Cheap Trick can never outrun the records they made in the '70s, but with this album they have effectively trumped the more pedestrian releases that came after that, when the band sank into a decades-long slump of kitschy appearances on Dick Clark-type TV shows and spring break beach parties, mocking their own past rather than expounding on it. Cheap Trick still writes songs fit for movie soundtracks. The only thing is, they don't make movies like they used to. -- John Nova Lomax and Lance Walker
Friday, June 4, at the Cynthia Woods Mitchell Pavilion, 2025 Lake Robbins Dr., 281-363-3300.
Han Bennink
Han Bennink, Holland's legendary, boundary-defacing rhythm fiend, is truly a percussionist without peer. In 1964, while still in his early twenties, Bennink drummed on the final European session of diabetic out-jazz godhead Eric Dolphy (still in print on Polydor Records under the title Last Date); just this year he toured with savage punk/improv veterans the Ex; and in the intervening decades he collaborated with a virtual who's who of adventuresome international musicians, spending a great deal of time in variously sized combos with rib-cracking German sax-marauder Peter Brotzmann.
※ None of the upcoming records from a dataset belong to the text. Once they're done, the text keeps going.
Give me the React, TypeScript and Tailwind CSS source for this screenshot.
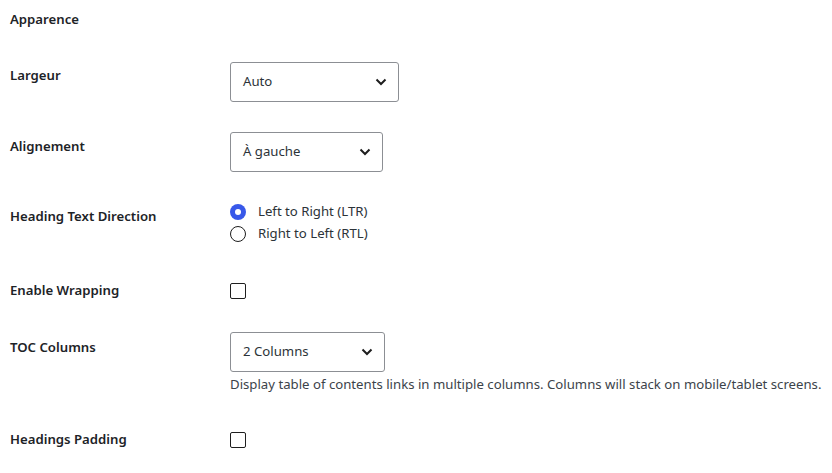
import { ReactNode } from "react"

const FONT = "[font-family:'Segoe_UI','Noto_Sans',sans-serif]"

function Chevron() {
    return (
        <svg width="12" height="8" viewBox="0 0 12 8" className="shrink-0">
            <path d="M1.5 1.5 L6 6 L10.5 1.5" fill="none" stroke="#1e1e1e" strokeWidth="2" />
        </svg>
    )
}

function Select({ value, width }: { value: string; width: string }) {
    return (
        <div className={`${width} h-[40px] flex items-center justify-between border border-[#8c8f94] rounded-[3px] bg-white pl-[12px] pr-[11px] text-[13.2px] text-[#2c3338]`}>
            <span>{value}</span>
            <Chevron />
        </div>
    )
}

function Checkbox() {
    return <div className="w-[16px] h-[16px] border border-[#1e1e1e] rounded-[2px] bg-white" />
}

function Radio({ checked, label }: { checked?: boolean; label: string }) {
    return (
        <div className="flex items-center h-[22px]">
            {checked ? (
                <div className="w-[16px] h-[16px] rounded-full bg-[#3858e9] flex items-center justify-center">
                    <div className="w-[6px] h-[6px] rounded-full bg-white" />
                </div>
            ) : (
                <div className="w-[16px] h-[16px] rounded-full border border-[#1e1e1e] bg-white" />
            )}
            <span className="ml-[12px] text-[13.2px] text-[#2c3338]">{label}</span>
        </div>
    )
}

function Row({ label, labelPad, className, children }: { label: string; labelPad: string; className: string; children: ReactNode }) {
    return (
        <div className={`flex items-start ${className}`}>
            <div className={`w-[220px] shrink-0 ${labelPad} text-[13.2px] leading-[20px] font-semibold text-[#1d2327]`}>{label}</div>
            <div>{children}</div>
        </div>
    )
}

export default function App() {
    return (
        <div className={`w-[832px] h-[473px] bg-white pl-[10px] overflow-hidden ${FONT}`}>
            <div className="pt-[9px] h-[29px] text-[13.2px] leading-[20px] font-semibold text-[#1d2327]">Apparence</div>

            <Row label="Largeur" labelPad="pt-[3px]" className="mt-[33px]">
                <Select value="Auto" width="w-[169px]" />
            </Row>

            <Row label="Alignement" labelPad="pt-[4px]" className="mt-[30px]">
                <Select value="À gauche" width="w-[153px]" />
            </Row>

            {/* text direction radios */}
            <Row label="Heading Text Direction" labelPad="pt-[5px]" className="mt-[29px]">
                <Radio checked label="Left to Right (LTR)" />
                <Radio label="Right to Left (RTL)" />
            </Row>

            <Row label="Enable Wrapping" labelPad="pt-0" className="mt-[35px]">
                <div className="pt-[3px]"><Checkbox /></div>
            </Row>

            <Row label="TOC Columns" labelPad="pt-[5px]" className="mt-[32px]">
                <Select value="2 Columns" width="w-[155px]" />
                <p className="mt-[2px] text-[13.2px] leading-[20px] text-[#3c434a] whitespace-nowrap">
                    Display table of contents links in multiple columns. Columns will stack on mobile/tablet screens.
                </p>
            </Row>

            <Row label="Headings Padding" labelPad="pt-0" className="mt-[35px]">
                <div className="pt-[3px]"><Checkbox /></div>
            </Row>
        </div>
    )
}
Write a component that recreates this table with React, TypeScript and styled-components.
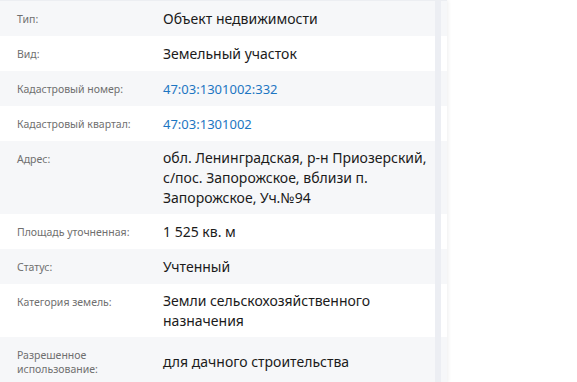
import styled, { createGlobalStyle } from "styled-components";

const GlobalStyle = createGlobalStyle`
  html, body {
    margin: 0;
    padding: 0;
    background: #ffffff;
    overflow: hidden;
  }
  body {
    font-family: "Noto Sans", "Open Sans", Arial, sans-serif;
  }
`;

type Field = {
  label: string;
  value: string;
  link?: boolean;
};

const fields: Field[] = [
  { label: "Тип:", value: "Объект недвижимости" },
  { label: "Вид:", value: "Земельный участок" },
  { label: "Кадастровый номер:", value: "47:03:1301002:332", link: true },
  { label: "Кадастровый квартал:", value: "47:03:1301002", link: true },
  {
    label: "Адрес:",
    value:
      "обл. Ленинградская, р-н Приозерский, с/пос. Запорожское, вблизи п. Запорожское, Уч.№94",
  },
  { label: "Площадь уточненная:", value: "1 525 кв. м" },
  { label: "Статус:", value: "Учтенный" },
  { label: "Категория земель:", value: "Земли сельскохозяйственного назначения" },
  { label: "Разрешенное использование:", value: "для дачного строительства" },
];

export default function App() {
  return (
    <>
      <GlobalStyle />
      <Panel>
        <List>
          {fields.map((f, i) => (
            <Row key={f.label} $striped={i % 2 === 0}>
              <Label>{f.label}</Label>
              <Value $link={f.link}>{f.value}</Value>
            </Row>
          ))}
        </List>
        <ScrollTrack />
      </Panel>
    </>
  );
}

const Panel = styled.div`
  position: relative;
  width: 447px;
  height: 100vh;
  overflow: hidden;
  border-top: 1px solid #eceef2;
  box-shadow: 1px 0 4px rgba(0, 0, 0, 0.07);
  background: #ffffff;
`;

const List = styled.div`
  display: flex;
  flex-direction: column;
`;

const Row = styled.div<{ $striped?: boolean }>`
  display: flex;
  align-items: center;
  padding: 7px 14px 6px 17px;
  background: ${(p) => (p.$striped ? "#f6f7f9" : "#ffffff")};
`;

const Label = styled.div`
  align-self: flex-start;
  flex: 0 0 124px;
  margin-right: 22px;
  padding: 4px 0;
  font-size: 10.5px;
  line-height: 14px;
  color: #6f6f6f;
`;

const Value = styled.div<{ $link?: boolean }>`
  flex: 1;
  font-size: ${(p) => (p.$link ? "13px" : "14px")};
  line-height: 20px;
  color: ${(p) => (p.$link ? "#1d76c2" : "#1b1b1b")};
`;

const ScrollTrack = styled.div`
  position: absolute;
  top: 0;
  bottom: 0;
  left: 435px;
  width: 6px;
  background: #eceef3;
`;
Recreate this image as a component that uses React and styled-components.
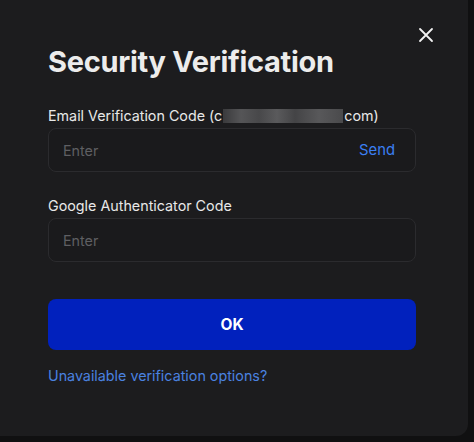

But Bennink's impressive résumé does not really begin to suggest his true uniqueness as a performer. The man swings with the suaveness and relentlessness of someone a third his age while giving full vent to an irrepressible, anarcho-vaudevillian sense of humor. His high jinks, truth be told, can sometimes upstage or just plain alienate his more traditional-minded fellow musicians. Don't ask why, but some collaborators don't quite know how to respond when the wildly mugging human powderkeg behind the trap kit starts pounding on his tennis-shoe sole in tandem with his own skull, or else yanks out some piece of detritus found backstage, whacking away at it mercilessly, plumbing for untapped sonic possibilities. Perhaps fortunately for potential sidemen, his Houston appearance will find Mr. Bennink performing unaccompanied. By the same token, discriminating jazz fans should be advised that this show is all but guaranteed to be that rare thing: an extended drum solo well worth hearing. -- Scott Faingold
Sunday, June 6, at Barnevelder Movement /Arts Complex, 2201 Preston, 713-529-1819.
J.J. Cale
Born in Tulsa, Oklahoma, in 1938, J.J. Cale is now playing in his sixth decade. An early crony of Leon Russell, Cale once reached for pop stardom in Los Angeles when he recorded a Russell-produced minor-hit novelty single called "Dick Tracy" in 1960. After playing briefly with legendary roots rockers Delaney and Bonny in 1964, Cale formed a psychedelic band with Roger Tilson called the Leathercoated Minds. But by 1967 he gave up the star chase and returned to the Tulsa clubs, where he began to write songs and perform solo. When Eric Clapton recorded Cale's "After Midnight" in 1970, Cale gained not only some degree of financial viability but also wider attention for his work. His reputation was further enhanced when Clapton recorded "Cocaine" and rockers Lynyrd Skynyrd set fire to Cale's "Call Me the Breeze." With his newfound exposure, Cale even had a minor hit of his own in 1971 with the slinky, laid-back "Crazy Mama." Even Waylon Jennings was a Cale fan and he recorded "Clyde" during his Dukes of Hazzard phase. Throughout his career, Cale stuck with his low-down cool-cat blues-roots style of singing and picking, effectively stanching any chance at wide popular acceptance but endearing him to a die-hard cult of fans who treat his rare personal appearances as second comings. -- William Michael Smith
Monday, June 7, at McGonigel's Mucky Duck, 2425 Norfolk, 713-528-5999.